Jack Kapica featured "How women are finding a Net voice" in his Globe and Mail Cyberia column of November 10, 1995. Open http://www.globeandmail.ca/Editorial/Archives/Cyber 30.html to read the article and follow the hypertext links to the sites he mentions. This is an excellent starter list for finding women's sites.

For a complete guide you might wish to buy Julie Charles' Guide to Online Resources for Women on the Wire (subtitled a Modem is a Girl's Best Friend). This is one of the Point and Click series put out by Reed Books Canada (http://www.highwire.com). Available at many bookstores and priced at $14.99, this is a delightful combo of book and disk which describes and provides hot links to sites by and about women. It has some Canadian content certainly a rarety.

Canadian women have a way to go to match the chutzpah of the American. Check out Carla Sinclair, author of Net Chick, at http://www.cyborganic.com/People/Carla. She opens: "Loosen your bra straps, take a deep breath you're about to embark on themost sumptuous, estrogenic journey ever taken through online culture." Go there, read more it's worth it just to see a sample of this woman's online energy.

Since there are so many excellent starting points I will mention only a few. There are some very fine women's studies sites that you will find by starting from the meta sites. The track I followed on a snowy Saturday was to geek grrls with their saucy, confident manners and fast web site pens. Cybergrrl (http://www.cybergrrls.com/) must head the list as a meta directory. Aliza Sherman, creator of Cybergrrl in New York City, presents a hilarious, fast paced autobio that could inspire any teenage girl to seek a life on the Internet. Sherman is also the creator of FeMiNa (http://www.femina.com/) a subject directory with the focus on women. If you go here (and are female), you might like to respond to the survey so that in at least one place on the Internet there is a profile that takes you into account.

Amy Goodloe is another Net women (http://www.best.com/~agoodloe/women.html). Ms. Goodloe is a trainer and Web page designer in San Francisco. Her site has a women only policy and she manages several women only listservs. These are forums "where women can feel comfortable getting advice with various subjects and where they can exercise their technical skill in helping each other solve problems."

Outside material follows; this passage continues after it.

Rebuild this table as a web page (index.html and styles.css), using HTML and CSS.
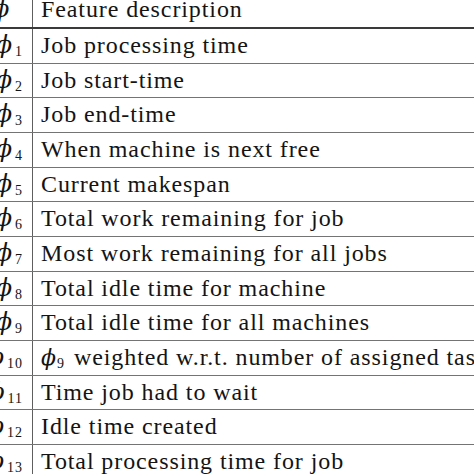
FILE: index.html
```html
<!DOCTYPE html>
<html>
<head>
<meta charset="utf-8">
<link rel="stylesheet" href="styles.css">
</head>
<body>
<div class="table">
  <div class="row head"><div class="sym"><span class="sy"><span class="phi">ϕ</span></span></div><div class="desc">Feature description</div></div>
  <div class="row"><div class="sym"><span class="sy"><span class="phi">ϕ</span><sub>1</sub></span></div><div class="desc">Job processing time</div></div>
  <div class="row"><div class="sym"><span class="sy"><span class="phi">ϕ</span><sub>2</sub></span></div><div class="desc">Job start-time</div></div>
  <div class="row"><div class="sym"><span class="sy"><span class="phi">ϕ</span><sub>3</sub></span></div><div class="desc">Job end-time</div></div>
  <div class="row"><div class="sym"><span class="sy"><span class="phi">ϕ</span><sub>4</sub></span></div><div class="desc">When machine is next free</div></div>
  <div class="row"><div class="sym"><span class="sy"><span class="phi">ϕ</span><sub>5</sub></span></div><div class="desc">Current makespan</div></div>
  <div class="row"><div class="sym"><span class="sy"><span class="phi">ϕ</span><sub>6</sub></span></div><div class="desc">Total work remaining for job</div></div>
  <div class="row"><div class="sym"><span class="sy"><span class="phi">ϕ</span><sub>7</sub></span></div><div class="desc">Most work remaining for all jobs</div></div>
  <div class="row"><div class="sym"><span class="sy"><span class="phi">ϕ</span><sub>8</sub></span></div><div class="desc">Total idle time for machine</div></div>
  <div class="row"><div class="sym"><span class="sy"><span class="phi">ϕ</span><sub>9</sub></span></div><div class="desc">Total idle time for all machines</div></div>
  <div class="row"><div class="sym"><span class="sy"><span class="phi">ϕ</span><sub>10</sub></span></div><div class="desc"><span class="phi">ϕ</span><sub class="inl">9</sub>weighted w.r.t. number of assigned tasks</div></div>
  <div class="row"><div class="sym"><span class="sy"><span class="phi">ϕ</span><sub>11</sub></span></div><div class="desc">Time job had to wait</div></div>
  <div class="row"><div class="sym"><span class="sy"><span class="phi">ϕ</span><sub>12</sub></span></div><div class="desc">Idle time created</div></div>
  <div class="row"><div class="sym"><span class="sy"><span class="phi">ϕ</span><sub>13</sub></span></div><div class="desc">Total processing time for job</div></div>
</div>
</body>
</html>
```
FILE: styles.css
```css
html, body {
  margin: 0;
  padding: 0;
  background: #fff;
}
body {
  width: 474px;
  height: 474px;
  overflow: hidden;
  font-family: "Liberation Serif", "Times New Roman", serif;
  font-size: 24px;
  letter-spacing: 0.9px;
  color: #141414;
}
.table {
  display: flex;
  flex-direction: column;
}
.row {
  display: grid;
  grid-template-columns: 33px 1fr;
  height: 33.67px;
  border-bottom: 1px solid #747474;
  white-space: nowrap;
  line-height: 24px;
}
.row.head {
  height: 27px;
  border-bottom: 2px solid #3a3a3a;
  line-height: 18px;
}
.sym {
  border-right: 1px solid #5e5e5e;
  overflow: hidden;
  padding-top: 4px;
  padding-right: 9px;
  letter-spacing: 0;
  display: flex;
  justify-content: flex-end;
  align-items: flex-start;
}
.head .sym {
  justify-content: flex-start;
  padding-right: 0;
}
.head .sym .phi {
  margin-left: -7px;
}
.head .sym,
.head .desc {
  padding-top: 0;
}
.sy {
  flex: none;
  white-space: nowrap;
}
.phi {
  font-family: "DejaVu Serif", serif;
  font-style: italic;
  font-size: 22px;
  letter-spacing: 0;
}
.sym .phi {
  font-size: 24px;
  margin-right: 3px;
}
sub {
  font-size: 14px;
  letter-spacing: 1px;
  vertical-align: -3px;
  line-height: 0;
}
sub.inl {
  margin-left: 1px;
  margin-right: 9px;
}
.desc {
  padding-left: 8px;
  padding-top: 4px;
  overflow: hidden;
}
```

My favourite however was Web'sters' Network. "Webster", explained Jerome McDonough, the webmaster (yes, life is full of surprises), is a female weaver. This site (http://lucien.SIMS.Berkeley.EDU/women_in_it) presents a list of resources useful for women in the fields of library and information science, computer science, and information technology.

From there you may go to Women's Web Info Net (http://cyber active.com/wwin/) where you will find the top 10 women's sites. In November the top site was Andria Hunter's home page. Andria plays for the University of Toronto Varsity Blues hockey team while also studying in the graduate program in the Department of Computer Science.

No list of women's resources is complete without mention of Women's Wire. This is an electronic community in California created for women. It is accessible through the CompuServe network (a local call for many) at $9.95 US per month. It has a web site (http://www.women.com/) that carries daily news about women "hot off the wire", the Sylvia comic strip, columnists and an excellent page of links to other women's sites. The site is very well crafted.

In visiting these directory sites you will often see a link to geekgirl usually annotated as "wierd". Geekgirl (http://www.next.com.au/spyfood/geekgirl/) is a women oriented Australian e zine, outrageous and anarchic. If you need relief some evening from all that numbs check it out.

(1) Valauskas, Edward J. "Hassle Free Online Information and Internet Access" in Online, July/August 1995, p. 79 82.

(2) Broadhurst, Judith. "Bridging the Gender Gap" in Netguide. January 1996, p. 85-88.